Thailand has confirmed its interest in creating a free trade zone with the Eurasian Economic Union. In July 2017, the Thai government was reportedly working on the final stages of an agreement.
In August 2016, the Ambassador of Tunisia to Russia stated that Tunisia was prepared to sign a trade deal with the Eurasian Economic Union to boost trade prospects. The Ambassador said much progress was made over the past year to create a special economic zone. Egypt just announced such a zone.
Has recently become the EAEU’s first Observer nation, described as a “precursor” to joining the Union as a full member.
In September 2016, the press service of the Eurasian Economic Commission issued a statement after a meeting attended by Chairman of the Board of the Union Tigran Sargsyan and Ambassador of Mongolia to Russia Banzragch Delgermaa that Mongolia was considering seeking membership in the Eurasian Economic Union.
In June 2017, Pakistan had accepted Russia’s proposal to enter into a bilateral Free Trade Agreement. Russia also expressed support for Pakistan’s possible future inclusion in the Eurasian Economic Union.
In July 2015, Syrian Prime Minister Wael Halqi said that “Negotiations with Russia on joining the Eurasian Economic Union and customs-free zone are being held. We see this as a benefit and strengthening the relations with friendly states, which will facilitate economic and trade cooperation with them”, during a meeting in Damascus.
Tajikistan plans to join the Eurasian Customs Union. The country has signed the CIS Free Trade Zone Agreement and is close to ratifying the treaty, however a border dispute with EAEU member Kyrgyzstan has arisen as a potential obstacle. Support for joining the bloc remains high in Tajikistan, according to polls conducted by the Eurasian Development Bank in October 2016, showing that 68 percent of people in Tajikistan favored membership.
A statement by the Kazakhstan Presidential Office on the 6 June 2014 said that Kazakhstan President Nursultan Nazarbayev had extended an invitation to the President of Turkey for his country to join the Eurasian Economic Union. The statement was released the day after the fourth summit of the Cooperation Council of Turkic Speaking Nations on June 4 and 5 in the Turkish port city of Bodrum. However Turkey presently has a customs agreement with the European Union. It remains to be seen how and if Turkey can have agreements with both.
Turkmenistan is closely integrated economically with other Central Asian and CIS members. However, Turkmenistan has pursued a policy of political isolation and currently has no stated preference to either join or not join the EAEU. This is a policy not dissimilar to that of Switzerland and the EU.
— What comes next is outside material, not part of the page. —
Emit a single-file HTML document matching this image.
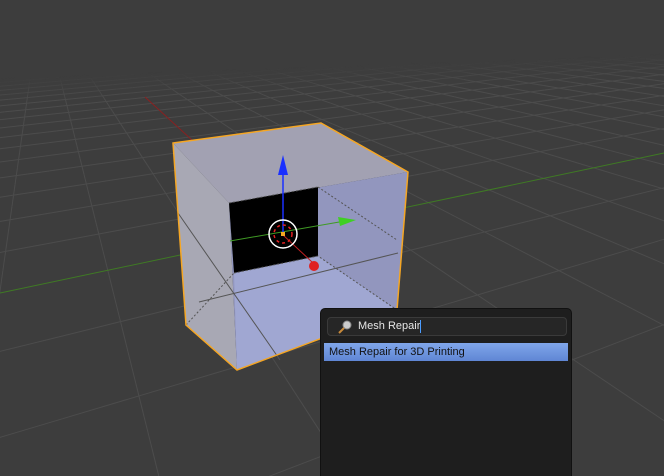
<!DOCTYPE html>
<html><head><style>
html,body{margin:0;width:664px;height:476px;overflow:hidden;background:#3d3d3d;font-family:"Liberation Sans",sans-serif}
svg{position:absolute;left:0;top:0}
#pop{position:absolute;left:320px;top:308px;width:252px;height:168px;background:#1e1e1e;border:1px solid #111;border-bottom:none;border-radius:5px 5px 0 0;box-sizing:border-box}
#sf{position:absolute;left:6px;top:8px;width:238px;height:17px;background:#262626;border:1px solid #3a3a3a;border-radius:4px;color:#e6e6e6;font-size:11px;line-height:17px}
#sf span{position:absolute;left:30px}
#hl{position:absolute;left:3px;top:34px;width:244px;height:18px;background:linear-gradient(#80a6ea,#5f86d4);color:#111;font-size:11px;line-height:18px;padding-left:5px;box-sizing:border-box}
</style></head><body>
<svg width="664" height="476" viewBox="0 0 664 476">
<g id="grid" stroke="#4c4c4c" stroke-width="1" fill="none"></g>
<path d="M0 293 L664 153" stroke="#3f7a24" stroke-width="1"/>
<path d="M145 97 L372 305" stroke="#8a2020" stroke-width="1"/>
<polygon points="173,143 321,123 408,172 229,203" fill="#a2a1b2"/>
<polygon points="173,143 229,203 237,370 186,325" fill="#a8a8b4"/>
<polygon points="229,203 408,172 397,310 237,370" fill="#9296be"/>
<polygon points="234,273 318,256 397,310 237,370" fill="#a0a7d2"/>
<polygon points="229,203 318,187 318,256 234,273" fill="#000"/>
<g stroke="#555" stroke-dasharray="2,2" stroke-width="1" fill="none">
<path d="M229 203 L318 187 M318 187 L397 240 M186 325 L234 273 M234 273 L318 256 L397 310"/>
</g>
<path d="M199 302 L398 253 M178 213 L280 360" stroke="#555" stroke-width="1"/>
<path d="M173 143 L321 123 L408 172 L397 310 L237 370 L186 325 Z" fill="none" stroke="#f5a623" stroke-width="1.5"/>
<path d="M230 241 L345 221" stroke="#3f9a24" stroke-width="1"/>
<polygon points="338,217 356,220 340,226" fill="#3fcf24"/>
<path d="M283 235 L283 165" stroke="#1a30ff" stroke-width="1.5"/>
<polygon points="283,155 278,175 288,175" fill="#1a30ff"/>
<path d="M283 235 L312 262" stroke="#c02020" stroke-width="1"/>
<circle cx="314" cy="266" r="5" fill="#e02020"/>
<circle cx="283" cy="234" r="14" fill="none" stroke="#fff" stroke-width="1.5"/>
<circle cx="283" cy="234" r="9" fill="none" stroke="#e02020" stroke-width="1.5" stroke-dasharray="3,3"/>
<rect x="281" y="232" width="4" height="4" fill="#f5a623"/>
</svg>
<div id="pop">
<div id="sf"><svg width="20" height="17" style="position:absolute;left:8px;top:0"><circle cx="11" cy="7" r="4" fill="#ccc" stroke="#888"/><path d="M8 10 L3 15" stroke="#c88a3a" stroke-width="2"/></svg><span>Mesh Repair<b style="display:inline-block;width:1px;height:13px;background:#4b9cff;vertical-align:middle"></b></span></div>
<div id="hl">Mesh Repair for 3D Printing</div>
</div>
<script>
(function(){
var a=0.0578,b=0.14,G=[1657,-57],R=[41,1],O=[287,233];
function P(u,v){var w=a*u+b*v+1;return [(a*u*G[0]+b*v*R[0]+O[0])/w,(a*u*G[1]+b*v*R[1]+O[1])/w,w];}
var N=20,g=document.getElementById('grid'),NS='http://www.w3.org/2000/svg';
function seg(f){for(var t=-N;t<N;t+=0.5){var p=f(t),q=f(t+0.5);var w=Math.max(p[2],q[2]),wn=Math.min(p[2],q[2]);if(wn<0.12||w>3.2)continue;
 var l=document.createElementNS(NS,'line');l.setAttribute('x1',p[0]);l.setAttribute('y1',p[1]);l.setAttribute('x2',q[0]);l.setAttribute('y2',q[1]);
 l.setAttribute('stroke-opacity',Math.min(1,(3.2-w)/0.8));g.appendChild(l);}}
for(var k=-N;k<=N;k++){if(k==0)continue;
 (function(k){seg(function(t){return P(k,t);});seg(function(t){return P(t,k);});})(k);}
})();
</script>
</body></html>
In December 2016, Uzbekistan’s new President Shavkat Mirziyoyev reportedly revisited the topic of Uzbekistan potentially joining the Eurasian Economic Union. In April 2018, Uzbekistan began reforming it’s import tariffs and regulations to match EAEU norms, in an attempt to develop economic growth and mutual trade with other EAEU members.
These discussions show how geographically broad the EAEU has been in entering into discussions with other nations concerning enhanced co-operation, developing free trade, and membership of the bloc. However, the reach of the EAEU extends further.
In terms of the EAEU and Eurasia, North Africa and Asia, the potential for growth is immense. With many of these nations also now members of the Beijing backed Shanghai Co-Operation Organisation it is becoming obvious that a new world trade order is in the process of emerging. I have examined how the EAEU is making inroads into South America here. It may take time to begin to see the impact of this, however the mechanisms are being put in place. Businesses throughout the region need to keep abreast of these developments as they progress as new trade corridors and opportunities begin to open up.